PostPosted: Tue Jun 24, 2003 6:39 am    Post subject: Re: A Challenge for all TDD programmers, ICFP Reply with quote

"John W. Wilkinson" <john.wilkinson@spirentcom_removethis.com> might
(or might not) have written this on (or about) Mon, 23 Jun 2003
08:40:30 +0100, :

Quote:
Is TDD an appropriate technique for a project such as this contest where:

1. the requirements are fully known and fixed
2. the duration of the project will be very short, ie 3 days
2. there is no maintenance phase

Yes, it's a very applicable approach for a task with those three
attributes.
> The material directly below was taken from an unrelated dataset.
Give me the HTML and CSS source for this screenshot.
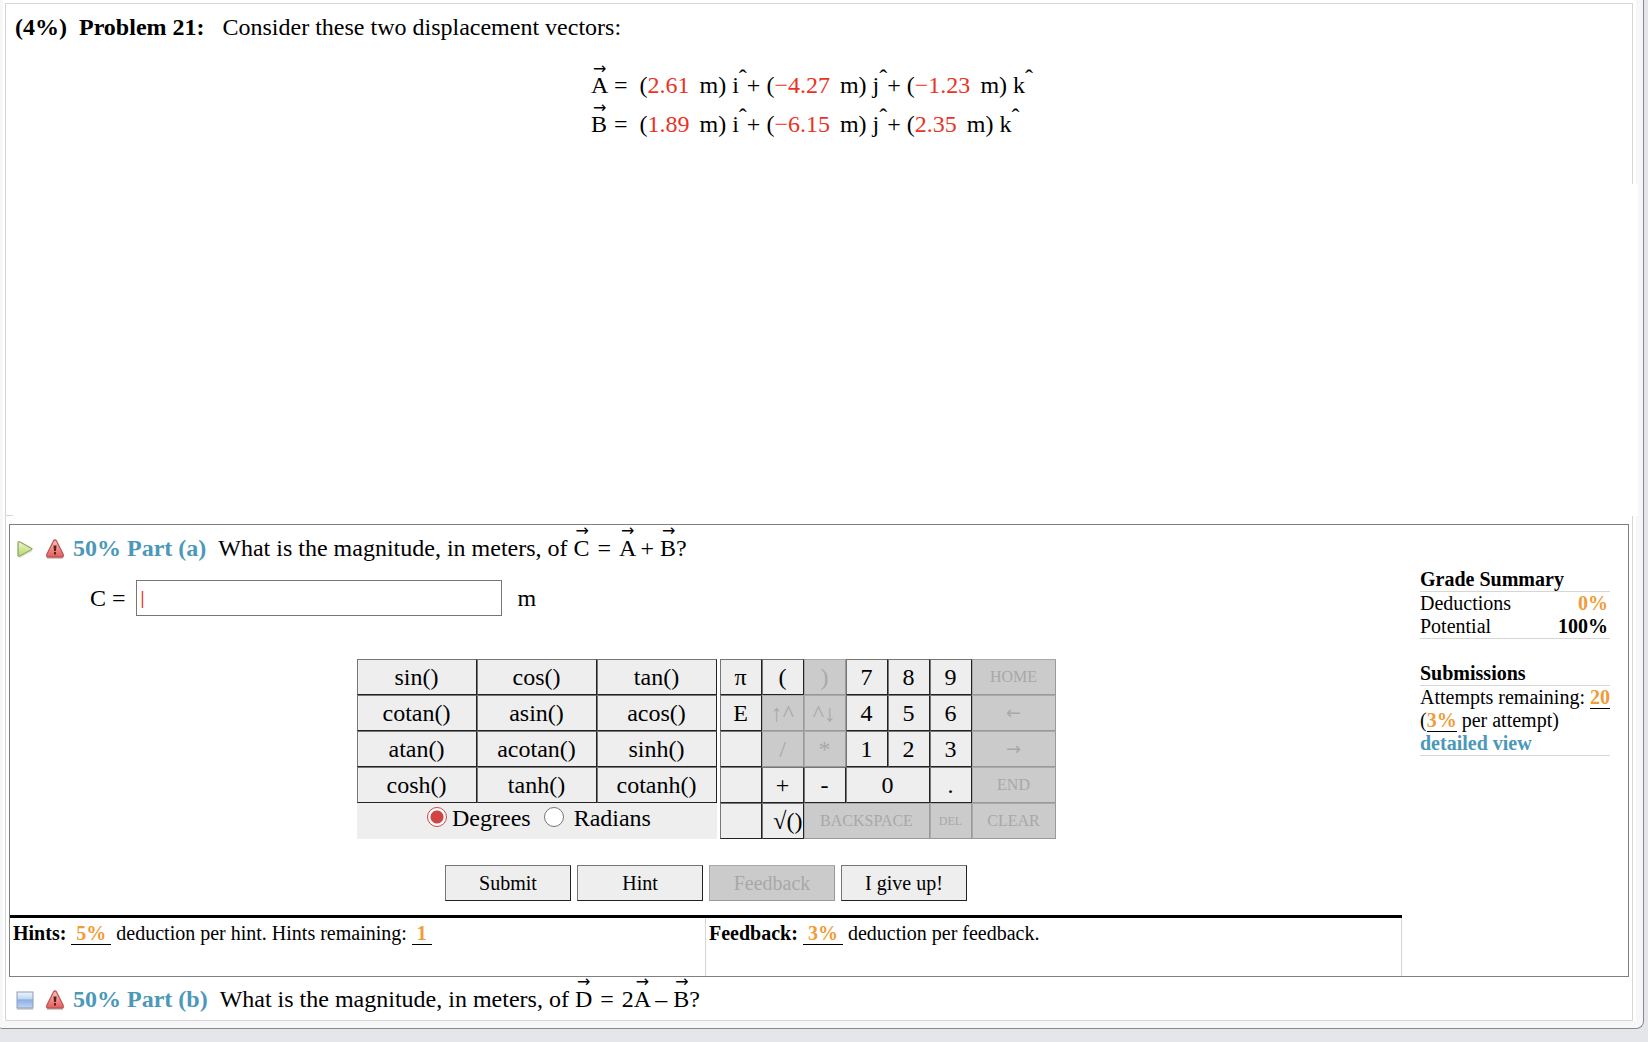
FILE: index.html
```html
<!DOCTYPE html>
<html lang="en">
<head>
    <meta charset="UTF-8">
    <meta name="viewport" content="width=device-width, initial-scale=1.0">
    <title>Problem 21</title>
    <link rel="stylesheet" href="styles.css">
</head>
<body>
    <main class="frame">
        <div class="sheet">
            <div class="panel">
                <section class="problem">
                    <h1 class="problem-title"><span>(4%)</span> <span>Problem 21:</span> <span class="problem-text">Consider these two displacement vectors:</span></h1>
                    <div class="equations">
                        <div class="equation">
                            <span class="vec">A</span><span class="equals">=</span><span class="term">(<b>2.61</b> <i>m)</i></span><span class="hat">i</span><span class="plus">+</span><span class="term">(<b>−4.27</b> <i>m)</i></span><span class="hat">j</span><span class="plus">+</span><span class="term">(<b>−1.23</b> <i>m)</i></span><span class="hat">k</span>
                        </div>
                        <div class="equation">
                            <span class="vec">B</span><span class="equals">=</span><span class="term">(<b>1.89</b> <i>m)</i></span><span class="hat">i</span><span class="plus">+</span><span class="term">(<b>−6.15</b> <i>m)</i></span><span class="hat">j</span><span class="plus">+</span><span class="term">(<b>2.35</b> <i>m)</i></span><span class="hat">k</span>
                        </div>
                    </div>
                </section>

                <div class="blank"></div>

                <div class="parts">
                    <section class="part-box">
                        <div class="work">
                            <div class="part-header">
                                <svg class="icon" width="20" height="22" viewBox="0 0 20 22">
                                    <defs>
                                        <linearGradient id="green" x1="0" y1="0" x2="0" y2="1">
                                            <stop offset="0" stop-color="#edf5cd"/>
                                            <stop offset="1" stop-color="#b5d66c"/>
                                        </linearGradient>
                                    </defs>
                                    <path d="M3 6 Q3 4 5 5 L16 11 Q18 12 16 13 L5 19 Q3 20 3 18 Z" fill="url(#green)" stroke="#8ea866" stroke-width="1.3"/>
                                    <path d="M4 21 L17 14" stroke="#ddd" fill="none"/>
                                </svg>
                                <svg class="icon" width="20" height="22" viewBox="0 0 20 22">
                                    <defs>
                                        <linearGradient id="red" x1="0" y1="0" x2="0" y2="1">
                                            <stop offset="0" stop-color="#f4c5bf"/>
                                            <stop offset="1" stop-color="#e35b5b"/>
                                        </linearGradient>
                                    </defs>
                                    <path d="M2 21 H18" stroke="#ccc" stroke-width="2"/>
                                    <path d="M8.5 4 Q10 2 11.5 4 L18 17 Q19 20 17 20 H3 Q1 20 2 17 Z" fill="url(#red)" stroke="#c25555" stroke-width="1.3"/>
                                    <path d="M8.5 8.5 H11.5 L11 14 H9 Z M9 15 H11 V17.5 H9 Z" fill="#5e1d1d"/>
                                </svg>
                                <h2 class="part-title">50% Part (a)</h2>
                                <p class="question">What is the magnitude, in meters, of <span class="vec">C</span><span class="op">=</span><span class="vec">A</span><span class="sign">+</span><span class="vec">B</span>?</p>
                            </div>

                            <div class="answer">
                                <label for="answer">C =</label>
                                <input id="answer" class="answer-input" type="text" value="|">
                                <span class="unit">m</span>
                            </div>

                            <div class="calculator">
                                <div class="functions">
                                    <button class="key">sin()</button>
                                    <button class="key">cos()</button>
                                    <button class="key">tan()</button>
                                    <button class="key">cotan()</button>
                                    <button class="key">asin()</button>
                                    <button class="key">acos()</button>
                                    <button class="key">atan()</button>
                                    <button class="key">acotan()</button>
                                    <button class="key">sinh()</button>
                                    <button class="key">cosh()</button>
                                    <button class="key">tanh()</button>
                                    <button class="key">cotanh()</button>
                                    <div class="angle-mode">
                                        <input type="radio" name="angle" id="degrees" checked>
                                        <label for="degrees">Degrees</label>
                                        <input type="radio" name="angle" id="radians">
                                        <label for="radians" class="radians">Radians</label>
                                    </div>
                                </div>
                                <div class="numpad">
                                    <button class="key">π</button>
                                    <button class="key">(</button>
                                    <button class="key" disabled>)</button>
                                    <button class="key">7</button>
                                    <button class="key">8</button>
                                    <button class="key">9</button>
                                    <button class="key wide small" disabled>HOME</button>
                                    <button class="key">E</button>
                                    <button class="key" disabled>↑^</button>
                                    <button class="key" disabled>^↓</button>
                                    <button class="key">4</button>
                                    <button class="key">5</button>
                                    <button class="key">6</button>
                                    <button class="key wide arrow" disabled>←</button>
                                    <button class="key" aria-label="blank"></button>
                                    <button class="key" disabled>/</button>
                                    <button class="key" disabled>*</button>
                                    <button class="key">1</button>
                                    <button class="key">2</button>
                                    <button class="key">3</button>
                                    <button class="key wide arrow" disabled>→</button>
                                    <button class="key" aria-label="blank"></button>
                                    <button class="key">+</button>
                                    <button class="key">-</button>
                                    <button class="key wide">0</button>
                                    <button class="key">.</button>
                                    <button class="key wide small" disabled>END</button>
                                    <button class="key" aria-label="blank"></button>
                                    <button class="key root">√()</button>
                                    <button class="key backspace small" disabled>BACKSPACE</button>
                                    <button class="key tiny" disabled>DEL</button>
                                    <button class="key wide small" disabled>CLEAR</button>
                                </div>
                            </div>

                            <div class="actions">
                                <button class="key action">Submit</button>
                                <button class="key action">Hint</button>
                                <button class="key action" disabled>Feedback</button>
                                <button class="key action">I give up!</button>
                            </div>

                            <div class="deductions">
                                <p class="deduction"><strong>Hints:</strong> <span class="amount padded">5%</span> deduction per hint. Hints remaining: <span class="amount padded">1</span></p>
                                <p class="deduction"><strong>Feedback:</strong> <span class="amount padded">3%</span> deduction per feedback.</p>
                            </div>
                        </div>

                        <aside class="sidebar">
                            <div class="summary">
                                <h3>Grade Summary</h3>
                                <div class="summary-row"><span>Deductions</span><strong class="orange">0%</strong></div>
                                <div class="summary-row"><span>Potential</span><strong>100%</strong></div>
                            </div>
                            <div class="summary">
                                <h3>Submissions</h3>
                                <p>Attempts remaining: <span class="amount">20</span></p>
                                <p>(<span class="amount">3%</span> per attempt)</p>
                                <a href="#" class="detail-link">detailed view</a>
                            </div>
                        </aside>
                    </section>

                    <section class="part-header part-b">
                        <svg class="icon" width="20" height="22" viewBox="0 0 20 22">
                            <defs>
                                <linearGradient id="blue" x1="0" y1="0" x2="0" y2="1">
                                    <stop offset="0" stop-color="#eef4fb"/>
                                    <stop offset="0.4" stop-color="#c5d9f1"/>
                                    <stop offset="0.5" stop-color="#8cb0e0"/>
                                    <stop offset="1" stop-color="#bdd5f3"/>
                                </linearGradient>
                            </defs>
                            <path d="M2 21 H18" stroke="#d5d5d5" stroke-width="2"/>
                            <rect x="2" y="4" width="16" height="16" fill="url(#blue)" stroke="#8c9db8"/>
                        </svg>
                        <svg class="icon" width="20" height="22" viewBox="0 0 20 22">
                            <path d="M2 21 H18" stroke="#ccc" stroke-width="2"/>
                            <path d="M8.5 4 Q10 2 11.5 4 L18 17 Q19 20 17 20 H3 Q1 20 2 17 Z" fill="url(#red)" stroke="#c25555" stroke-width="1.3"/>
                            <path d="M8.5 8.5 H11.5 L11 14 H9 Z M9 15 H11 V17.5 H9 Z" fill="#5e1d1d"/>
                        </svg>
                        <h2 class="part-title">50% Part (b)</h2>
                        <p class="question">What is the magnitude, in meters, of <span class="vec">D</span><span class="op">=</span>2<span class="vec">A</span><span class="sign">–</span><span class="vec">B</span>?</p>
                    </section>
                </div>
            </div>
        </div>
    </main>
</body>
</html>
```
FILE: styles.css
```css
* {
    margin: 0;
    padding: 0;
    box-sizing: border-box;
}

body {
    font-family: "Liberation Serif", "Times New Roman", serif;
    font-size: 24px;
    line-height: 28px;
    color: #000;
    background: #e5e6e9;
}

.frame {
    margin-right: 4px;
    padding: 0 7px 7px 3px;
    background: #f7f7f7;
    border-right: 1px solid #888;
    border-bottom: 1px solid #888;
    border-radius: 0 0 8px 2px;
}

.sheet {
    padding: 3px 3px 0 2px;
    background: #fff;
}

.panel {
    border-left: 1px solid #d6d6d6;
    border-bottom: 1px solid #d6d6d6;
}

/* problem statement */
.problem {
    padding: 9px 9px 40px;
    border-top: 1px solid #d6d6d6;
    border-right: 1px solid #d6d6d6;
}

.problem-title {
    font-size: 24px;
    font-weight: 700;
}

.problem-title span {
    margin-right: 6px;
}

.problem-title .problem-text {
    font-weight: 400;
    margin-left: 6px;
}

.equations {
    width: fit-content;
    margin: 25px auto 0;
    padding-right: 14px;
}

.equation {
    line-height: 39px;
    white-space: nowrap;
}

.equation b {
    font-weight: 400;
    color: #ea3323;
}

.equation i {
    font-style: normal;
    margin-left: 4px;
}

.equation .vec {
    display: inline-block;
    width: 18px;
    line-height: 28px;
}

.equals {
    margin: 0 12px 0 5px;
}

.hat {
    position: relative;
    margin: 0 8px 0 6px;
}

.hat::after {
    content: "ˆ";
    position: absolute;
    left: 100%;
    bottom: 6px;
    line-height: 28px;
}

.plus {
    margin-right: 6px;
}

.vec {
    position: relative;
}

.vec::before {
    content: "→";
    position: absolute;
    left: 2px;
    bottom: 22px;
    font-family: "DejaVu Sans", sans-serif;
    font-size: 16px;
    line-height: 16px;
}

.blank {
    position: relative;
    min-height: 332px;
    margin-right: -5px;
    background: #fff;
}

.blank::after {
    content: "";
    position: absolute;
    left: 0;
    bottom: 0;
    width: 7px;
    border-bottom: 1px solid #d6d6d6;
}

/* question parts */
.parts {
    padding: 8px 3px 7px;
    border-right: 1px solid #d6d6d6;
}

.part-box {
    display: flex;
    border: 1px solid #808080;
}

.work {
    flex: 1;
}

.part-header {
    display: flex;
    align-items: center;
    padding: 9px 0 0 5px;
}

.icon {
    flex: none;
    margin-right: 10px;
}

.part-title {
    font-size: 24px;
    color: #4b98b8;
    margin-left: -2px;
}

.question {
    margin-left: 12px;
}

.op {
    margin: 0 8px;
}

.sign {
    margin: 0 6px 0 4px;
}

.answer {
    display: flex;
    align-items: center;
    margin-top: 18px;
    padding-left: 80px;
}

.answer-input {
    width: 366px;
    height: 36px;
    margin: 0 16px 0 10px;
    padding: 0 4px;
    border: 1px solid #767676;
    font-family: inherit;
    font-size: 18px;
    font-weight: 700;
    color: #ea3323;
}

/* calculator */
.calculator {
    display: flex;
    justify-content: center;
    gap: 3px;
    margin-top: 43px;
}

.functions {
    display: grid;
    grid-template-columns: repeat(3, 120px);
    grid-auto-rows: 36px;
}

.numpad {
    display: grid;
    grid-template-columns: repeat(8, 42px);
    grid-auto-rows: 36px;
}

.key {
    border: 1px solid;
    border-color: #767676 #222 #222 #767676;
    background: #eee;
    color: #000;
    font-family: inherit;
    font-size: 24px;
    line-height: 28px;
    white-space: nowrap;
}

.key:disabled {
    background: #cbcbcb;
    border-color: #a9a9a9 #999 #999 #a9a9a9;
    color: #a8a8a8;
}

.wide {
    grid-column: span 2;
}

.backspace {
    grid-column: span 3;
}

.small {
    font-size: 16px;
}

.arrow {
    font-family: "DejaVu Sans", sans-serif;
    font-size: 18px;
}

.tiny {
    font-size: 12px;
}

.root {
    text-align: right;
}

.angle-mode {
    grid-column: span 3;
    display: flex;
    justify-content: center;
    padding: 1px 8px 0 0;
    background: #eee;
}

.angle-mode input {
    appearance: none;
    width: 20px;
    height: 20px;
    margin: 3px 5px 0 13px;
    border: 1px solid #767676;
    border-radius: 50%;
    background: #fff;
}

.angle-mode input:checked {
    border-color: #d04444;
    background: radial-gradient(circle, #d04444 6px, #fff 7px);
}

.radians {
    margin-left: 5px;
}

.actions {
    display: flex;
    justify-content: center;
    gap: 6px;
    margin: 26px 0 14px;
}

.action {
    width: 126px;
    height: 36px;
    font-size: 20px;
}

/* deductions */
.deductions {
    display: grid;
    grid-template-columns: 1fr 1fr;
    border-top: 3px solid #000;
    font-size: 20px;
    line-height: 24px;
}

.deduction {
    min-height: 58px;
    padding: 3px;
    border-right: 1px solid #d6d6d6;
}

.amount {
    font-weight: 700;
    color: #f09c37;
    border-bottom: 1px solid #000;
}

.padded {
    padding: 0 5px;
}

/* grade summary */
.sidebar {
    flex: none;
    width: 226px;
    padding: 43px 18px 0;
    font-size: 20px;
    line-height: 23px;
}

.summary {
    margin-bottom: 23px;
    border-bottom: 1px solid #d6d6d6;
}

.summary h3 {
    font-size: 20px;
    border-bottom: 1px solid #d6d6d6;
}

.summary-row {
    display: flex;
    justify-content: space-between;
    padding-right: 2px;
}

.orange {
    color: #f09c37;
}

.detail-link {
    display: block;
    font-weight: 700;
    color: #4b98b8;
    text-decoration: none;
}

.part-b {
    padding: 8px 0 0 6px;
}
```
Programmers write the tests to make sure that their code
works as expected. (Frankly it's astounding to me that anyone would
argue against such a policy.) Programmers write tests *first* to make
sure that they know what the code they are about to write is supposed
to do.

Quote:
The main benefit of TDD, so I am told, is to produce code that can be more
easily maintained/refactored? Hence its use in Agile methodologies that are
aimed at projects with uncertain or changing requirements.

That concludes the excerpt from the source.